Mario on Jun 17, 2024 said:

My Dad's First car was the newly engineered 1935 Plymouth PJ Deluxe 4 door sedan.

It was roomy, comfortable and put out 80 HP a good amount back in 1935.

This is my Tribute to my Dad's First Car, enjoy, Mario

[Reply to this comment]

azmuscle on Jun 17, 2024 said:

Well let's see.....it was Father's Day yesterday. Now who could be so honorable as to create a thread honoring THEIR FATHER??? Nobody, but Mario.

Absolutely a great tribute to a man that provided you with what I've come to realize is a solid foundation for life.

Mario, you are built on rock, not on sand if I may quote the bible.

I cannot imagine the time in which your Dad had so many things to deal with. Being 18 in 1942, look at all he experienced before and after.

The term THE GREATEST GENERATION carries a lot of weight but it's the people who stayed the course, didn't look for the easy way out. They found positive things to motivate themselves in a sea of challenges. Disappointments were not failures. Only a pause in their quest to attain that great American Dream.

I won't tarnish this thread with any comments about how that Great American Dream has been replaced with an ideology that ultimately will lead to a nightmare.

I'm glad God smiled on you Mario to be blessed by a Father that helped create his life and create a man in his son that I'm sure his father IS STILL PROUD OF.

Cars are only a small part of our existence. It's the people, the souls, the personalities and characteristics that make up generations.

I thank God for people like you, and your dad, and my grandfather and others who taught me the things I needed to not only survive in this world, but to LIVE in this complex world.

Sadly it is becoming more complex, and yet we threw those things that made us, into the trash trying to improve them. It wasn't broke, and they tried to fix it. Now look where we are.

And the sad part is, we can't seem to go back as we burn one bridge after another..the bridges to success and life.

Thanks for the thread Mario. I didn't have a father. But my grandfather stepped in when my dad stepped aside. That to me is a real man.

God bless......Rob

[Reply to this comment]

Mario on Jun 18, 2024 said:

Thank you Rob for such kind and Noble words. Your Grandfather raised you with a good heart and poured all his Love into your soul. It certainly shows. You too were built on a rock not sand and all will be good in your life.

Yes Father's Day is important to me remembering my Dad and I had the inspiration to do this Page of my Dad's first car from another one of our great AT friends, George.

George's car show of June 8th in ST Jacobs shows a 1935 Plymouth and I thought why not do a Tribute to my Dad's first car for Father's Day?
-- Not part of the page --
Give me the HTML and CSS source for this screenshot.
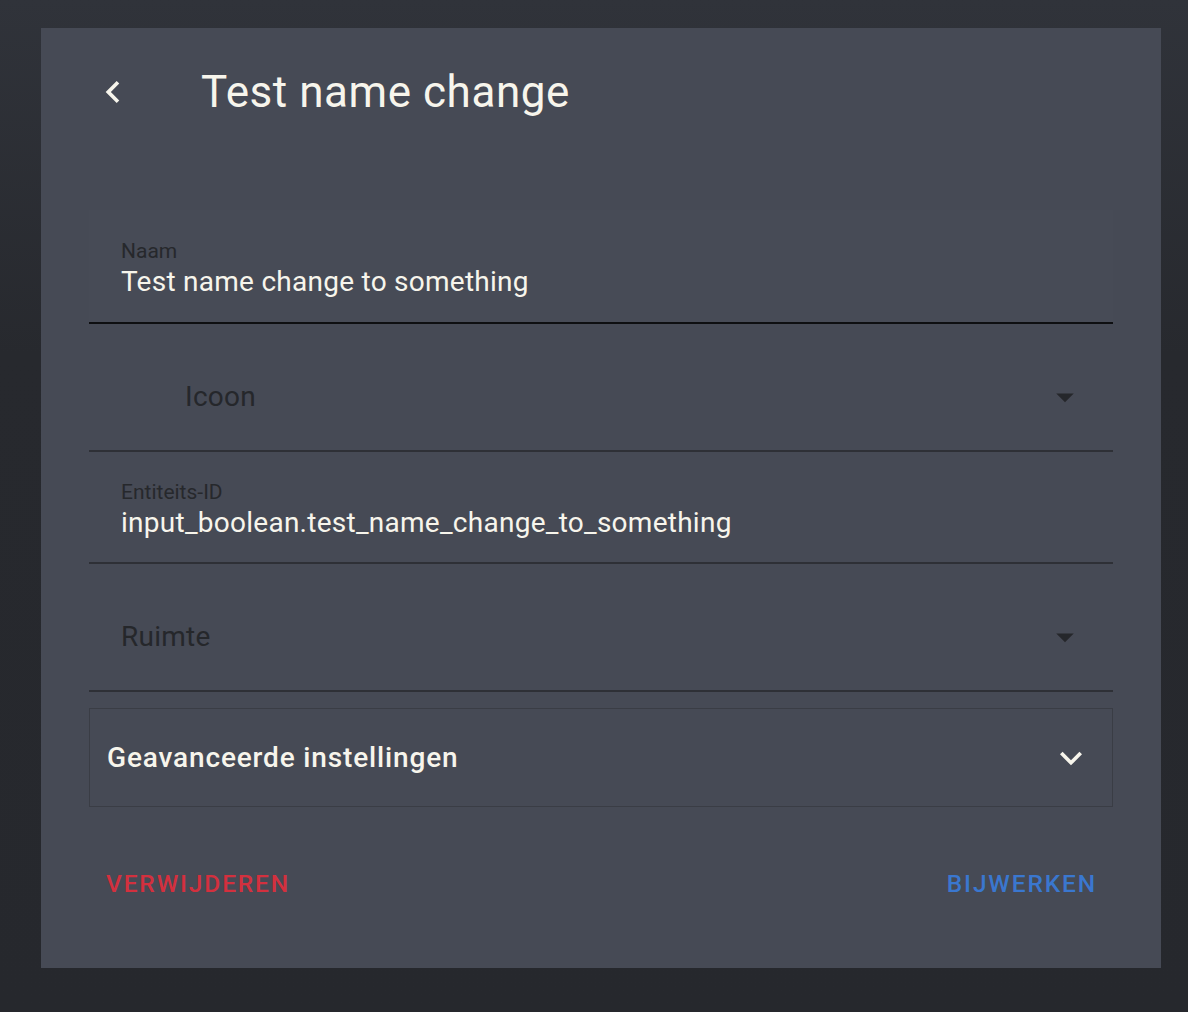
FILE: index.html
```html
<!DOCTYPE html>
<html lang="nl">
<head>
    <meta charset="UTF-8">
    <meta name="viewport" content="width=device-width, initial-scale=1.0">
    <title>Test name change</title>
    <link rel="stylesheet" href="styles.css">
</head>
<body>
    <div class="dialog">
        <div class="header">
            <svg class="back" viewBox="0 0 24 24"><path d="M15.41,16.58L10.83,12L15.41,7.41L14,6L8,12L14,18L15.41,16.58Z"/></svg>
            <h1 class="title">Test name change</h1>
        </div>

        <div class="content">
            <div class="field filled">
                <div class="label">Naam</div>
                <div class="value">Test name change to something</div>
            </div>

            <div class="field select">
                <div class="placeholder icon-slot">Icoon</div>
                <svg class="arrow" viewBox="0 0 24 24"><path d="M7,10L12,15L17,10H7Z"/></svg>
            </div>

            <div class="field entity">
                <div class="label">Entiteits-ID</div>
                <div class="value">input_boolean.test_name_change_to_something</div>
            </div>

            <div class="field select">
                <div class="placeholder">Ruimte</div>
                <svg class="arrow" viewBox="0 0 24 24"><path d="M7,10L12,15L17,10H7Z"/></svg>
            </div>

            <div class="expansion">
                <span class="expansion-title">Geavanceerde instellingen</span>
                <svg class="chevron" viewBox="0 0 24 24"><path d="M7.41,8.58L12,13.17L16.59,8.58L18,10L12,16L6,10L7.41,8.58Z"/></svg>
            </div>

            <div class="actions">
                <button class="btn delete">Verwijderen</button>
                <button class="btn update">Bijwerken</button>
            </div>
        </div>
    </div>
</body>
</html>
```

FILE: styles.css
```css
body {
    margin: 0;
    height: 1012px;
    overflow: hidden;
    background: linear-gradient(180deg, #30333a 0%, #27292e 35%, #26282d 100%);
    font-family: Roboto, 'Noto Sans', sans-serif;
    color: #f7f5ec;
}

.dialog {
    margin: 28px 0 0 41px;
    width: 1120px;
    height: 940px;
    background-color: #464a55;
    box-sizing: border-box;
}

.header {
    display: flex;
    align-items: center;
    height: 128px;
    padding-left: 50px;
}

.back {
    width: 44px;
    height: 44px;
    fill: #f7f5ec;
    flex-shrink: 0;
}

.title {
    margin: 0 0 0 66px;
    font-size: 44px;
    font-weight: 400;
    line-height: 52px;
    letter-spacing: 0.55px;
}

.content {
    padding: 54px 48px 0 48px;
}

.field {
    position: relative;
    padding: 29px 32px 24px 32px;
    border-bottom: 2px solid #2e3036;
}

.field.filled {
    background-color: #474b56;
    border-bottom-color: #0e0f11;
}

.field.entity {
    padding: 28px 32px 23px 32px;
}

.label {
    font-size: 21px;
    line-height: 24px;
    color: #26282c;
    margin-bottom: 3px;
}

.value {
    font-size: 28px;
    line-height: 32px;
    letter-spacing: 0.26px;
}

.field.select {
    padding: 57px 32px 37px 32px;
}

.placeholder {
    font-size: 28px;
    line-height: 32px;
    letter-spacing: 0.26px;
    color: #25272b;
}

.icon-slot {
    padding-left: 64px;
}

.arrow {
    position: absolute;
    right: 27px;
    top: 52px;
    width: 42px;
    height: 42px;
    fill: #25272b;
}

.expansion {
    margin-top: 16px;
    height: 97px;
    border: 1px solid #3a3d45;
    display: flex;
    align-items: center;
    justify-content: space-between;
    padding: 0 19px 0 17px;
}

.expansion-title {
    font-size: 28px;
    font-weight: 500;
    line-height: 32px;
    letter-spacing: 0.85px;
}

.chevron {
    width: 44px;
    height: 44px;
    fill: #f7f5ec;
}

.actions {
    display: flex;
    justify-content: space-between;
    margin-top: 45px;
    padding: 0 2px 0 3px;
}

.btn {
    height: 63px;
    padding: 0 14px;
    background: none;
    border: none;
    font-family: Roboto, 'Noto Sans', sans-serif;
    font-size: 24.5px;
    font-weight: 500;
    letter-spacing: 1.85px;
    text-transform: uppercase;
    cursor: pointer;
}

.delete {
    color: #d3303e;
}

.update {
    color: #3a77cf;
}
```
I learned a lot about the car doing the research and I know my Dad is pleased. Thank you for the inspiration George.

The American Torque family is a good one and I have to thank Brandon our Leader for his inspiration and hard work in developing this site. You have created a fine forum for us car nuts to meet with many other car nuts all over the globe. Thank you Brandon.

Every new Page generated is a Tribute to YOU as well Brandon.

Happy Father's Day to all the AT Dad's out there! Mario

[Reply to this comment]

Mario on Jun 20, 2024 said:

I erroneously deleted Brandon's comment about the Greatest Generation and I agree they are. And who ever is naming the new generations should be fired. Gen X, Gen Z? What kind of names are those?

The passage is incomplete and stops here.